TORONTO (Reuters) - Canada’s banking watchdog is increasing its scrutiny of the consumer loan sector to make sure the country’s banks don’t lower their standards to boost lending volumes.
“What we are doing is stepping in to increase the monitoring of that portfolio,” Julie Dickson, head of the Office of the Superintendent of Financial Institutions (OSFI), said following a speech in Toronto on Monday.
Canada’s banks are considered among the strongest in the world, but they are facing the prospect of prolonged low interest rates, which narrow the margins they make on loans and mortgages.

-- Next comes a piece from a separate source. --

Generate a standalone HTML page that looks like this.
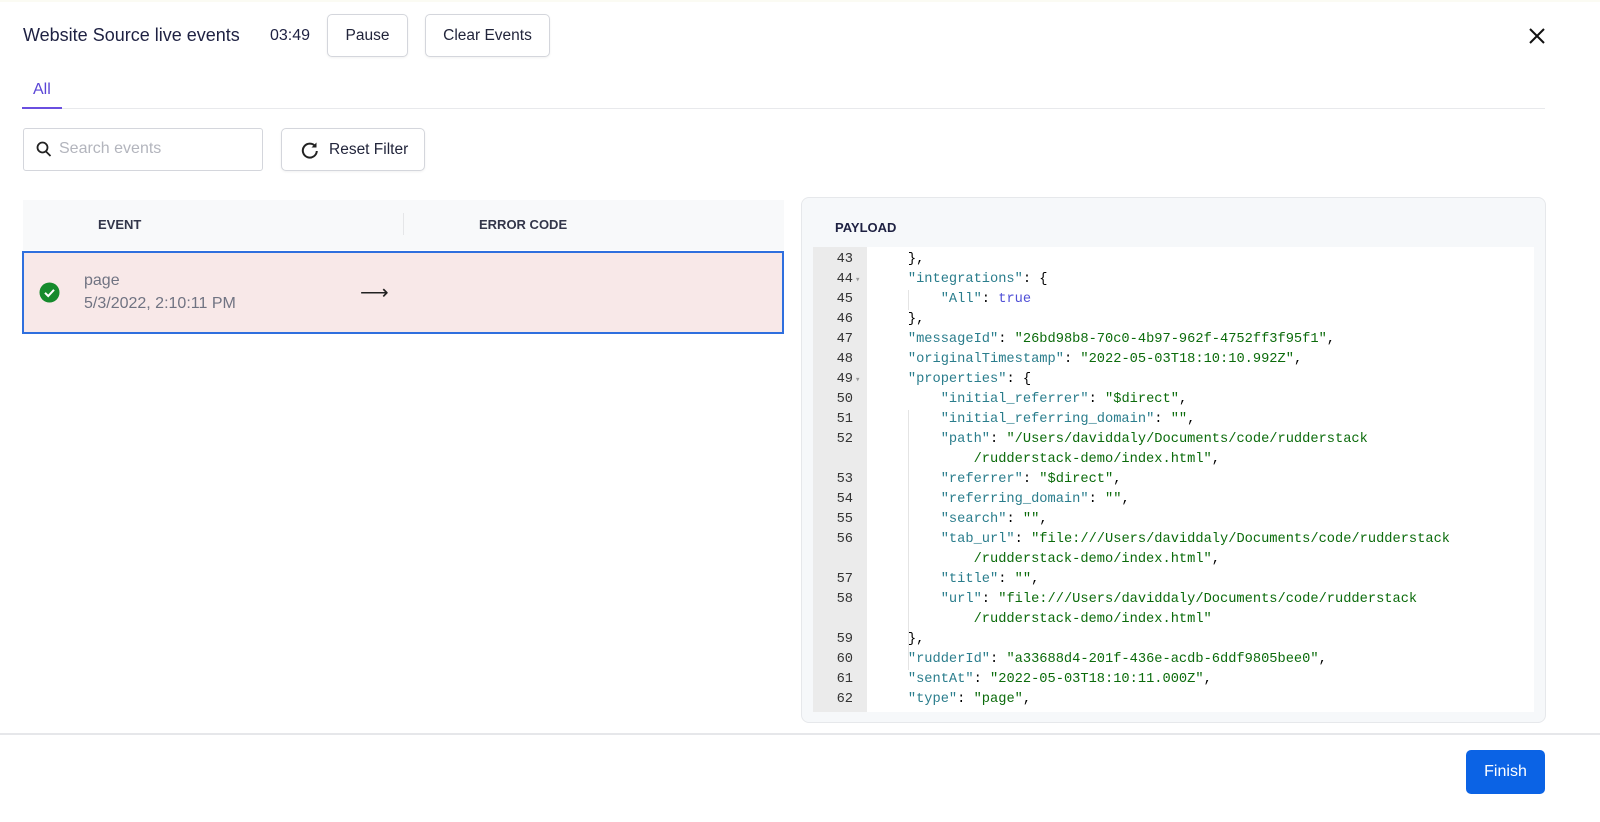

Narrow margins pinched the banks’ profits in the most recent quarter, but that was partially offset by stronger lending volumes.
Canadian Finance Minister Jim Flaherty recently tightened mortgage standards, and Bank of Canada Governor Mark Carney has warned about consumer debt levels, saying that a sudden rise in interest rates could be catastrophic for overstretched borrowers.

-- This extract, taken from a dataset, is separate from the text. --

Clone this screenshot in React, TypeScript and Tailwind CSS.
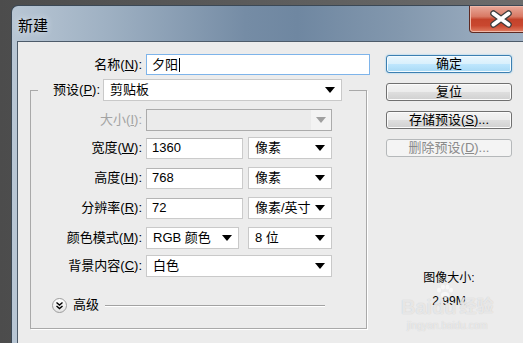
import React from "react";

const Tri = ({ color = "#000" }: { color?: string }) => (
  <svg width="10" height="6" viewBox="0 0 10 6" className="flex-none">
    <path d="M0 0h10L5 6z" fill={color} />
  </svg>
);

function Select({ w, value }: { w: string; value: string }) {
  return (
    <div className={`${w} h-[22px] flex items-center justify-between bg-white border border-[#c9c9c9] pl-[6px] pr-[6px]`}>
      <span>{value}</span>
      <Tri />
    </div>
  );
}

function Input({ w, value }: { w: string; value: string }) {
  return (
    <div className={`${w} h-[21px] flex items-center bg-white border border-[#cbcbcb] border-t-[#b4b4b4] pl-[5px]`}>
      {value}
    </div>
  );
}

function Label({ text, k, w, dim }: { text: string; k: string; w: string; dim?: boolean }) {
  return (
    <span className={`${w} flex-none text-right ${dim ? "text-[#a3a3a3]" : "text-black"}`}>
      {text}(<u className="underline-offset-1">{k}</u>):
    </span>
  );
}

function Btn({ children, kind = "normal" }: { children: React.ReactNode; kind?: "normal" | "default" | "disabled" }) {
  const styles = {
    normal:
      "border-[#707070] bg-[linear-gradient(#f3f3f3,#ececec_48%,#dedede_52%,#d0d0d0)] shadow-[inset_0_0_0_1px_#fbfbfb] text-black",
    default:
      "border-[#3c7fb1] bg-[linear-gradient(#eaf6fd,#d9f0fc_48%,#bee6fd_52%,#a7d9f5)] shadow-[inset_0_0_0_1px_#f4fbff,0_0_2px_#7fc4ee] text-black",
    disabled: "border-[#b5b8ba] bg-[#f4f4f4] text-[#8a8a8a]",
  };
  return (
    <div className={`w-[126px] h-[18px] flex items-center justify-center border rounded-[3px] leading-[16px] ${styles[kind]}`}>
      {children}
    </div>
  );
}

export default function App() {
  return (
    <div className="relative w-[523px] h-[343px] overflow-hidden bg-[linear-gradient(90deg,#4c4c4c,#6c6c6c)] font-['Liberation_Sans','Noto_Sans_CJK_SC',sans-serif] text-[13px] leading-[16px]">
      {/* window */}
      <div className="ml-[11px] mt-[5px] w-[520px] h-[338px] flex flex-col rounded-tl-[7px] border-l border-t border-[#3b4855] bg-[linear-gradient(90deg,#b8c6d4_0%,#9fb1c3_18%,#758ca5_45%,#6f87a1_55%,#8398ae_75%,#a3b4c6_100%)] pl-[5px]">
        {/* title bar */}
        <div className="h-[35px] flex items-start flex-none">
          <span className="mt-[11px] ml-[1px] text-[15px] leading-[18px] text-black [text-shadow:0_0_6px_#e8eef4]">新建</span>
          <div className="ml-auto w-[62px] h-[27px] flex items-center justify-center border border-[#5e2a22] border-t-0 rounded-bl-[4px] bg-[linear-gradient(#e8a99a,#d97a65_40%,#c4432b_52%,#c9472f_75%,#e07e63)] shadow-[inset_0_0_0_1px_#f0b8a8]">
            <svg width="24" height="18" viewBox="0 0 24 18" className="ml-[2px]">
              <path d="M4.5 3.5l15 11M19.5 3.5l-15 11" stroke="#3d3d3d" strokeWidth="6.5" strokeLinecap="round" />
              <path d="M4.5 3.5l15 11M19.5 3.5l-15 11" stroke="#ffffff" strokeWidth="4" strokeLinecap="round" />
            </svg>
          </div>
        </div>

        {/* client area */}
        <div className="flex-1 flex bg-[#ececec] border-t border-l border-[#4d5b6a] pt-[12px]">
          {/* left column */}
          <div className="w-[352px] flex-none flex flex-col">
            <div className="flex items-center h-[21px]">
              <Label text="名称" k="N" w="w-[124px]" />
              <div className="ml-[4px] w-[224px] h-[21px] flex items-center bg-white border border-[#7eb4ea] pl-[5px]">
                夕阳<span className="ml-[1px] w-px h-[14px] bg-black" />
              </div>
            </div>

            <fieldset className="mt-[4px] ml-[12px] w-[337px] border border-[#a9a9a9] shadow-[1px_1px_0_#ffffff]">
              <legend className="ml-[7px] pr-[7px] flex items-center">
                <Label text="预设" k="P" w="w-[62px]" />
                <div className="ml-[3px]">
                  <Select w="w-[239px]" value="剪贴板" />
                </div>
              </legend>

              <div className="flex flex-col">
                <div className="mt-[8px] flex items-center h-[22px]">
                  <Label text="大小" k="I" w="w-[111px]" dim />
                  <div className="ml-[4px] w-[186px] h-[22px] flex items-center justify-end bg-[#ebebeb] border border-[#ababab]">
                    <div className="w-[20px] h-full flex items-center justify-center bg-[#f3f3f3]">
                      <Tri color="#a0a0a0" />
                    </div>
                  </div>
                </div>

                <div className="mt-[6px] flex items-center h-[22px]">
                  <Label text="宽度" k="W" w="w-[111px]" />
                  <div className="ml-[4px]"><Input w="w-[97px]" value="1360" /></div>
                  <div className="ml-[5px]"><Select w="w-[84px]" value="像素" /></div>
                </div>

                <div className="mt-[8px] flex items-center h-[22px]">
                  <Label text="高度" k="H" w="w-[111px]" />
                  <div className="ml-[4px]"><Input w="w-[97px]" value="768" /></div>
                  <div className="ml-[5px]"><Select w="w-[84px]" value="像素" /></div>
                </div>

                <div className="mt-[8px] flex items-center h-[22px]">
                  <Label text="分辨率" k="R" w="w-[111px]" />
                  <div className="ml-[4px]"><Input w="w-[97px]" value="72" /></div>
                  <div className="ml-[5px]"><Select w="w-[84px]" value="像素/英寸" /></div>
                </div>

                <div className="mt-[8px] flex items-center h-[22px]">
                  <Label text="颜色模式" k="M" w="w-[111px]" />
                  <div className="ml-[4px]"><Select w="w-[93px]" value="RGB 颜色" /></div>
                  <div className="ml-[9px]"><Select w="w-[84px]" value="8 位" /></div>
                </div>

                <div className="mt-[6px] flex items-center h-[22px]">
                  <Label text="背景内容" k="C" w="w-[111px]" />
                  <div className="ml-[4px]"><Select w="w-[186px]" value="白色" /></div>
                </div>

                <div className="mt-[20px] mb-[15px] flex items-center h-[16px]">
                  <div className="ml-[21px] w-[15px] h-[15px] flex items-center justify-center rounded-full border border-[#9c9c9c] bg-[linear-gradient(#ffffff,#e4e4e4)]">
                    <svg width="9" height="9" viewBox="0 0 9 9">
                      <path d="M1.5 1.5l3 2.5 3-2.5M1.5 5l3 2.5 3-2.5" stroke="#000" strokeWidth="1.4" fill="none" />
                    </svg>
                  </div>
                  <span className="ml-[6px]">高级</span>
                  <div className="ml-[6px] w-[220px] h-px bg-[#a2a2a2] shadow-[0_1px_0_#ffffff]" />
                </div>
              </div>
            </fieldset>
          </div>

          {/* right column */}
          <div className="ml-[16px] w-[126px] flex-none flex flex-col">
            <div className="mt-[1px] flex flex-col gap-[10px]">
              <Btn kind="default">确定</Btn>
              <Btn>复位</Btn>
              <Btn>
                存储预设(<u>S</u>)...
              </Btn>
              <Btn kind="disabled">
                删除预设(<u>D</u>)...
              </Btn>
            </div>
            <div className="mt-[114px] text-center text-[12px] leading-[14px] text-black">图像大小:</div>
            <div className="mt-[9px] text-center text-[12px] leading-[14px] text-black">2.99M</div>
          </div>
        </div>
      </div>

      {/* baidu watermark */}
      <div className="absolute left-[401px] top-[297px] flex flex-col items-center text-white/60 [text-shadow:0_0_1px_#c0c0c0]">
        <div className="flex items-end">
          <span className="text-[20px] leading-[20px] font-bold">Bai</span>
          <span className="relative text-[20px] leading-[20px] font-bold">
            du
            <svg className="absolute left-[3px] -top-[13px]" width="20" height="14" viewBox="0 0 20 14">
              <g fill="#ffffff" fillOpacity="0.6">
                <ellipse cx="4" cy="6" rx="2" ry="2.5" />
                <ellipse cx="8" cy="3" rx="2" ry="2.5" />
                <ellipse cx="12.5" cy="3" rx="2" ry="2.5" />
                <ellipse cx="16" cy="6" rx="2" ry="2.5" />
                <ellipse cx="10" cy="11" rx="4" ry="3" />
              </g>
            </svg>
          </span>
          <span className="ml-[3px] text-[17px] leading-[20px] font-bold">经验</span>
        </div>
        <span className="mt-[3px] text-[10px] leading-[11px]">jingyan.baidu.com</span>
      </div>
    </div>
  );
}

Dickson said Canada’s big lenders have been prudent in their practices so far, but she warned against letting standards slide, by raising loan-to-value ratios, for instance, or waiving due diligence requirements.

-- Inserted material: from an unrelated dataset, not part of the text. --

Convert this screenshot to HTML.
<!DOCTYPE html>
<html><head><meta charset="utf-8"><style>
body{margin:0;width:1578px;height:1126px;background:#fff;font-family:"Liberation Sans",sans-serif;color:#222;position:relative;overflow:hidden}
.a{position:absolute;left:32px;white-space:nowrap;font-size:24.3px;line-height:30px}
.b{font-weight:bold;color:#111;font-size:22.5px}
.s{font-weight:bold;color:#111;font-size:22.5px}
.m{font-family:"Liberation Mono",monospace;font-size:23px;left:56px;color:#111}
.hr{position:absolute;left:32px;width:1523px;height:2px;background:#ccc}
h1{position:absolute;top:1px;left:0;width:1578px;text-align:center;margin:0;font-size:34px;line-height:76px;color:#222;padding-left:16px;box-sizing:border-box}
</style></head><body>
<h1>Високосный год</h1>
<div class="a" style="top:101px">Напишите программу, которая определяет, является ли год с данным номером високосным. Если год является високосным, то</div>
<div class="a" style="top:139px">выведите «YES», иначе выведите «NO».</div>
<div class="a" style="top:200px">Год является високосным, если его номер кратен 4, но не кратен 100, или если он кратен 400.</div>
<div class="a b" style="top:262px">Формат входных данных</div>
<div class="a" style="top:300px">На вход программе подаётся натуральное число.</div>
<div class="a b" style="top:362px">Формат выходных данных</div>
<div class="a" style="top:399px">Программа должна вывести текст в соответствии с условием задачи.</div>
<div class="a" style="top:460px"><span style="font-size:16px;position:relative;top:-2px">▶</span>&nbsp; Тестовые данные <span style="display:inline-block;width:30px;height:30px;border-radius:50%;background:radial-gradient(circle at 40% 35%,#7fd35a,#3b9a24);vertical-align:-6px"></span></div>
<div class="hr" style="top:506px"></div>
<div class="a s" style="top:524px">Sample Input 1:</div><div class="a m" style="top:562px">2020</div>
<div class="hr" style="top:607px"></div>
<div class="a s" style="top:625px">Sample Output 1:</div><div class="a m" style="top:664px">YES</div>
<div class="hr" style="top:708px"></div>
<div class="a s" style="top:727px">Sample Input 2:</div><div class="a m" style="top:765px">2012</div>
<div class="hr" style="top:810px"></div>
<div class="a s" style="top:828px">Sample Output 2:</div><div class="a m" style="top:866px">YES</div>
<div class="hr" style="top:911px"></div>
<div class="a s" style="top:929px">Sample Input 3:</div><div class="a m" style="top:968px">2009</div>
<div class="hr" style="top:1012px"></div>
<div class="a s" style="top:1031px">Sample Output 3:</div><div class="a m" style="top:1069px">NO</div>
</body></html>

“I think the concern is that the conditions are such that there would be tremendous pressure on banks to loosen those standards,” she said.
“It’s kind of an early warning on the part of OSFI.”
As banking regulator, OSFI is responsible for implementing global regulations agreed on by the Basel banking committee.
Lenders are phasing in more stringent capital and liquidity rules beginning in 2013, and global regulators will soon release a list of “too big to fail” banks that will face even tighter standards due to concerns their collapse could imperil the global financial sector.
Dickson told reporters that no Canadian bank is on that list of 28 lenders.
However, some worry that OSFI may apply tighter standards to several Canadian banks, determining them to be “too big to fail” on a national basis.
Canada’s banking sector is dominated by five large lenders.
“This is still the outstanding question,” said Terry Campbell, head of the Canadian Bankers Association, an umbrella group of Canadian banks.
“It remains to be seen what will happen on a national level.”